--- Exercise description ---
Write out exactly the lines from the line with "Generate a component" through the line with "111px 62px 62px", both ends included, and no other line.
"""
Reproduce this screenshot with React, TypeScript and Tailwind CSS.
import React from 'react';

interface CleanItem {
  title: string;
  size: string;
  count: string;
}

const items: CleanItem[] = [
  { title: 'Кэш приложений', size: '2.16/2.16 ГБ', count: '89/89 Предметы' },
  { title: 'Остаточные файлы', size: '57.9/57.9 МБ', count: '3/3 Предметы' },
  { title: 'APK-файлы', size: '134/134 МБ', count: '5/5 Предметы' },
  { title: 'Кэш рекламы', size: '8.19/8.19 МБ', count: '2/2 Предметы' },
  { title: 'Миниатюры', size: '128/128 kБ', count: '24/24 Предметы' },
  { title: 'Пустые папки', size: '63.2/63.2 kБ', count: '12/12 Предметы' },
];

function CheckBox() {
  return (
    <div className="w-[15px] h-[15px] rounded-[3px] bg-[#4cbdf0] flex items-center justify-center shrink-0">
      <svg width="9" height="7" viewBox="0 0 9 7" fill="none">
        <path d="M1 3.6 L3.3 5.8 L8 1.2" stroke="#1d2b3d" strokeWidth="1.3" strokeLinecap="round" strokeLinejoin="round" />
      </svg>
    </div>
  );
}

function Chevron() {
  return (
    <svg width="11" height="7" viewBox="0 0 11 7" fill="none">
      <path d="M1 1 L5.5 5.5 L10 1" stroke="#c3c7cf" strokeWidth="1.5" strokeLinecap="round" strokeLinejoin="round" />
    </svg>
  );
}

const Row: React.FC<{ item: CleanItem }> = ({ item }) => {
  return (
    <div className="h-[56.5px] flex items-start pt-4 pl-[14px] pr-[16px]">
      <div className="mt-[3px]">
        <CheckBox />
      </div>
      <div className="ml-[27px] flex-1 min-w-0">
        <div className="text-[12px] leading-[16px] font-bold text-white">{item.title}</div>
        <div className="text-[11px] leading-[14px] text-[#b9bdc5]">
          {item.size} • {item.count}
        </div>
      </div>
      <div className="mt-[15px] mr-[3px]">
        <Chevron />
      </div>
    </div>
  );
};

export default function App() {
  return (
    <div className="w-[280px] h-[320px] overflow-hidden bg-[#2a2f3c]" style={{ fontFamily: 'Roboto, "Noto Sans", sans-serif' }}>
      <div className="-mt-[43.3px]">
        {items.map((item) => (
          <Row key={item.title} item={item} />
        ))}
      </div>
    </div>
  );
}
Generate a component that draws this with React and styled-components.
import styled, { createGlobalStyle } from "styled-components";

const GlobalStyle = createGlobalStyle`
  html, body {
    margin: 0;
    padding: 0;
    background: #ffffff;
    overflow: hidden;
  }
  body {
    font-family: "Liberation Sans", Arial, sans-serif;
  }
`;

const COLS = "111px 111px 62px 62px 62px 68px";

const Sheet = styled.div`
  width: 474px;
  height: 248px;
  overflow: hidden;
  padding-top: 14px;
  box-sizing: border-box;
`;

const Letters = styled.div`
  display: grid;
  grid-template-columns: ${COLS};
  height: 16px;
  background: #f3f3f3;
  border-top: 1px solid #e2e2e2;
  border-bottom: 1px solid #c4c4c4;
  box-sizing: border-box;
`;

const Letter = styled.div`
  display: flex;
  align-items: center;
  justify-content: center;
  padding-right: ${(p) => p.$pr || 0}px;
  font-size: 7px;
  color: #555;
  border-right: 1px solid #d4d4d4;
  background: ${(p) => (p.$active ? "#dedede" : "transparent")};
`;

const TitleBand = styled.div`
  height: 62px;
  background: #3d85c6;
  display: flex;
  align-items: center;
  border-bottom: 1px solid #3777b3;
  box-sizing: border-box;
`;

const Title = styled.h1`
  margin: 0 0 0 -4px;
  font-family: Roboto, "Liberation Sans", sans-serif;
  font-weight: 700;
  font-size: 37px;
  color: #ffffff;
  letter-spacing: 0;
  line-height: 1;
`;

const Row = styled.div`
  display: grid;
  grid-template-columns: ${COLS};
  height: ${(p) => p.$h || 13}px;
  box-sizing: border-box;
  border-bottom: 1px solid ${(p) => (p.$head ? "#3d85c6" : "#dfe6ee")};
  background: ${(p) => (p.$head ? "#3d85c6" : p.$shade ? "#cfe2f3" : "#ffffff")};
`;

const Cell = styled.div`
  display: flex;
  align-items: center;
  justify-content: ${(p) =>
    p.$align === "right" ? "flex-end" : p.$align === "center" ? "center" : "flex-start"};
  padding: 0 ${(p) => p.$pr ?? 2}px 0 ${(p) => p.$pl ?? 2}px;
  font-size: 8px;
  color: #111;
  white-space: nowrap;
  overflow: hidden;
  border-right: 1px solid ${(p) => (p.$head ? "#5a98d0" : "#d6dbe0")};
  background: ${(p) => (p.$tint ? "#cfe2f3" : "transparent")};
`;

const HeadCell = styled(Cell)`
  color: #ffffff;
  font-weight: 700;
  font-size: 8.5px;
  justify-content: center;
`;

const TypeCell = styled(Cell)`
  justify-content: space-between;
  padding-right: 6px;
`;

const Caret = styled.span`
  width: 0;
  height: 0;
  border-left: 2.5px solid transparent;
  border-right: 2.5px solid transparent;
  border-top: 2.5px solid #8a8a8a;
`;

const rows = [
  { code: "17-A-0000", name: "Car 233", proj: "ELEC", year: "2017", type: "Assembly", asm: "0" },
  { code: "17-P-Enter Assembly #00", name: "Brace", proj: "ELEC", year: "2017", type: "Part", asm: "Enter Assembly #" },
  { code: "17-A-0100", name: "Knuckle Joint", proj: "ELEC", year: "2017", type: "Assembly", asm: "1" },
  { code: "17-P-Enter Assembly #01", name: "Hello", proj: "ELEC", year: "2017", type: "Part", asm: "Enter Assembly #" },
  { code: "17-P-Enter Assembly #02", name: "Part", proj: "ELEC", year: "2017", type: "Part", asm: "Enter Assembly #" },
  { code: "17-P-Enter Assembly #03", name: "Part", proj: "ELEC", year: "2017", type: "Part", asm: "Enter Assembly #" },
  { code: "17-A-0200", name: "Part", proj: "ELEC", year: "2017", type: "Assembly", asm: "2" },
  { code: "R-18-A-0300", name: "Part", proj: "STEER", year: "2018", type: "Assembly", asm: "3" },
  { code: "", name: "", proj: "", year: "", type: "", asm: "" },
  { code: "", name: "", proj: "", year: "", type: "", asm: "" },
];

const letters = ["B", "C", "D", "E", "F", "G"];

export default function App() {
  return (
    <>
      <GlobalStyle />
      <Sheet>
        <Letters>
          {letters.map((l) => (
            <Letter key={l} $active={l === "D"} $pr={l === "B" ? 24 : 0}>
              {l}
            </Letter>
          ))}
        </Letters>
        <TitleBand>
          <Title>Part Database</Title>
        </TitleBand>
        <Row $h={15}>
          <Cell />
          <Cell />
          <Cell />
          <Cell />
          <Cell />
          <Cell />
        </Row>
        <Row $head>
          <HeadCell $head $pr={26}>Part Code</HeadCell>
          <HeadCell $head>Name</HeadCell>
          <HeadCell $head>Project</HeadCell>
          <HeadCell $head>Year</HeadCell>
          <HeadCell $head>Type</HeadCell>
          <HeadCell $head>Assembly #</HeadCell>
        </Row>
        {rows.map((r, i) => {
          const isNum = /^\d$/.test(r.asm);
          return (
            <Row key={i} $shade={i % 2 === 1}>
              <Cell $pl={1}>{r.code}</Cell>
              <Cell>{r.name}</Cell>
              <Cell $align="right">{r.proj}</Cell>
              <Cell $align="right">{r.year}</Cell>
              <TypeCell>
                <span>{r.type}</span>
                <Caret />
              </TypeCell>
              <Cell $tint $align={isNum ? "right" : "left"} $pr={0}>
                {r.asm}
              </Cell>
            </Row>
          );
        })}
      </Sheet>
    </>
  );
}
"""
--- Solution to the problem ---
Generate a component that draws this with React and styled-components.
import styled, { createGlobalStyle } from "styled-components";

const GlobalStyle = createGlobalStyle`
  html, body {
    margin: 0;
    padding: 0;
    background: #ffffff;
    overflow: hidden;
  }
  body {
    font-family: "Liberation Sans", Arial, sans-serif;
  }
`;

const COLS = "111px 111px 62px 62px 62px 68px";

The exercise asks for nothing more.